RUN THROUGH THE JUNGLE
‘Lost City of Z’ an epic Amazon adventure.
“The Lost City of Z” is a throwback, an epic film about a grand adventure. If it doesn’t always quite reach the majestic heights to which it aspires, particularly with its narrative, the mere attempt is engrossing. James Gray (“We Own the Night,” “The Immigrant”) goes for broke in his story of the real-life English explorer Col. Percival Fawcett (Charlie Hunnam), who begins the film as a nondescript military officer at the beginning of the 20th century and ends it as a man obsessed with finding a lost city in the Amazon he thinks he brushed up against on his first expedition.
He didn’t set out to be an explorer. A fine horseman and a good shot with a rifle, he dreams of being a decorated officer. As things stand, he complains to his wife Nina (Sienna Miller), he hasn’t earned a single medal.
He’s sent to the Amazon to map out a border, in hopes of preventing a war that would be disastrous to the rubber trade, and as a good colonialist, the crown certainly can’t have that.
Fawcett grudgingly accepts. These were not short tours of duty — such an expedition would take years, he’s told. But he has little choice, and if he’s successful not only will it bring him a measure of fame, it will restore his family name. (Evidently his father was a drinker.)
Soon (though not soon enough — the film drags at the beginning) he’s heading down the river into the jungle, accompanied by the loyal Henry Costin (Robert Pattinson, barely recognizable and outstanding).
Here is where Gray really begins to shine. He immerses us in the wilderness right along with the explorers. Certainly there are suggestions of other films, like “Aguirre, the Wrath of God” or, as we wait expectantly for something bad to happen as the soldiers journey down the river, “Apocalypse Now.” But Gray’s eye is his own. We learn quickly enough of the dangers such a trip involves.
Once they find the source of the river, Fawcett also finds shards of pottery and other artifacts that lead him to believe that there was once a city here, deep in the jungle. It’s heresy to the staid Empire, the notion that these “savages” could have created a civilization first. (There’s evidence the real-life Fawcett was not as enlightened as the film makes him out to be.)

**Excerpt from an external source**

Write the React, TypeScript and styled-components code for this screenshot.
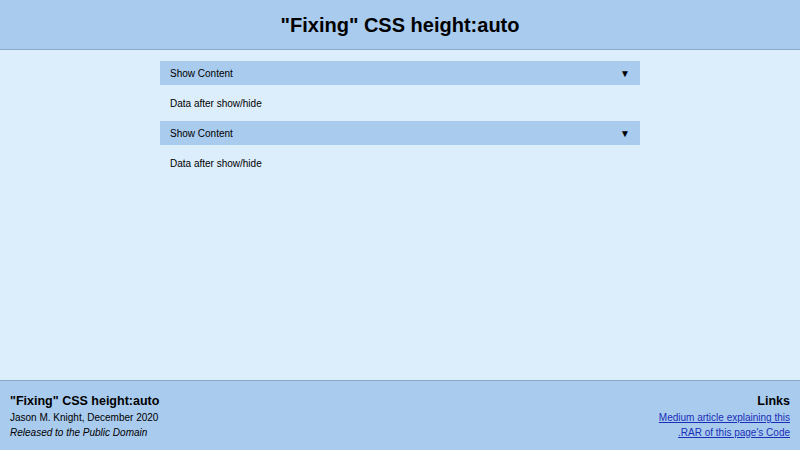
import styled, { createGlobalStyle } from 'styled-components';

const GlobalStyle = createGlobalStyle`
    html, body {
        margin: 0;
        padding: 0;
        height: 100%;
    }
    body {
        font-family: "Liberation Sans", Arial, sans-serif;
        background-color: #dcedfc;
        color: #000;
    }
    #root {
        height: 100%;
    }
`;

const sections = [1, 2];

export default function App() {
    return (
        <>
            <GlobalStyle />
            <Page>
                <Header>
                    <Title>"Fixing" CSS height:auto</Title>
                </Header>
                <Main>
                    {sections.map((n) => (
                        <Section key={n}>
                            <Toggle>
                                <span>Show Content</span>
                                <Arrow>▼</Arrow>
                            </Toggle>
                            <After>Data after show/hide</After>
                        </Section>
                    ))}
                </Main>
                <Footer>
                    <FooterBlock>
                        <FooterHeading>"Fixing" CSS height:auto</FooterHeading>
                        <FooterLine>Jason M. Knight, December 2020</FooterLine>
                        <FooterLine as="i">Released to the Public Domain</FooterLine>
                    </FooterBlock>
                    <FooterBlock $right>
                        <FooterHeading>Links</FooterHeading>
                        <FooterLink href="#">Medium article explaining this</FooterLink>
                        <FooterLink href="#">.RAR of this page's Code</FooterLink>
                    </FooterBlock>
                </Footer>
            </Page>
        </>
    );
}

// Styled Components
const Page = styled.div`
    display: flex;
    flex-direction: column;
    min-height: 100%;
`;

const Header = styled.header`
    height: 48px;
    padding-top: 1px;
    display: flex;
    align-items: center;
    justify-content: center;
    background-color: #a9cbee;
    border-bottom: 1px solid #8aa8c6;
`;

const Title = styled.h1`
    margin: 0;
    font-size: 20px;
    font-weight: bold;
`;

const Main = styled.main`
    flex: 1;
    width: 480px;
    margin: 0 auto;
    padding-top: 11px;
`;

const Section = styled.section`
    display: flex;
    flex-direction: column;
`;

const Toggle = styled.div`
    height: 24px;
    display: flex;
    align-items: center;
    justify-content: space-between;
    padding: 0 10px;
    background-color: #a9cbee;
    font-size: 10px;
`;

const Arrow = styled.span`
    font-size: 10px;
`;

const After = styled.p`
    margin: 0;
    padding: 12px 10px 10px;
    font-size: 10px;
    line-height: 14px;
`;

const Footer = styled.footer`
    height: 69px;
    display: flex;
    justify-content: space-between;
    padding: 0 10px;
    background-color: #a9cbee;
    border-top: 1px solid #8aa8c6;
    box-sizing: content-box;
`;

const FooterBlock = styled.div<{ $right?: boolean }>`
    display: flex;
    flex-direction: column;
    align-items: ${(p) => (p.$right ? 'flex-end' : 'flex-start')};
    padding-top: 11px;
`;

const FooterHeading = styled.h2`
    margin: 0;
    font-size: 12.5px;
    line-height: 18px;
    font-weight: bold;
`;

const FooterLine = styled.span`
    font-size: 10px;
    line-height: 15px;
`;

const FooterLink = styled.a`
    font-size: 10px;
    line-height: 15px;
    color: #1a2fb8;
    text-decoration: underline;
`;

In a terrific scene, after Fawcett returns he gives a speech to the Royal Geographic Society in which he makes his claims and is shouted down, in the most genial British way imaginable, by doubters. He will return to the jungle, he declares (and Costin agrees to accompany him) and prove them all wrong.
Thus is born an obsession. In another good scene Nina insists that she should accompany Fawcett on his next expedition, arguing that she is as qualified and fit as anyone. He won’t hear of it, of course, but Miller, who is excellent, makes it clear that Nina’s right.
No such luck, however. It’s back to the Amazon for Fawcett. He will also lead men in battle, finally, when World War I breaks out. But his heart is in the jungle. Eventually the rest of him will be too, along with his oldest son Jack (Tom Holland), for whom the trip is a salve on the wounds of abandonment he’s felt over the years.
Gray expertly shows the massiveness of these undertakings — the years of effort, the sacrifice and the sheer arrogance of man trying to tame nature — and also the spirit of adventure required of someone who knows nature can’t be tamed but can’t stop trying.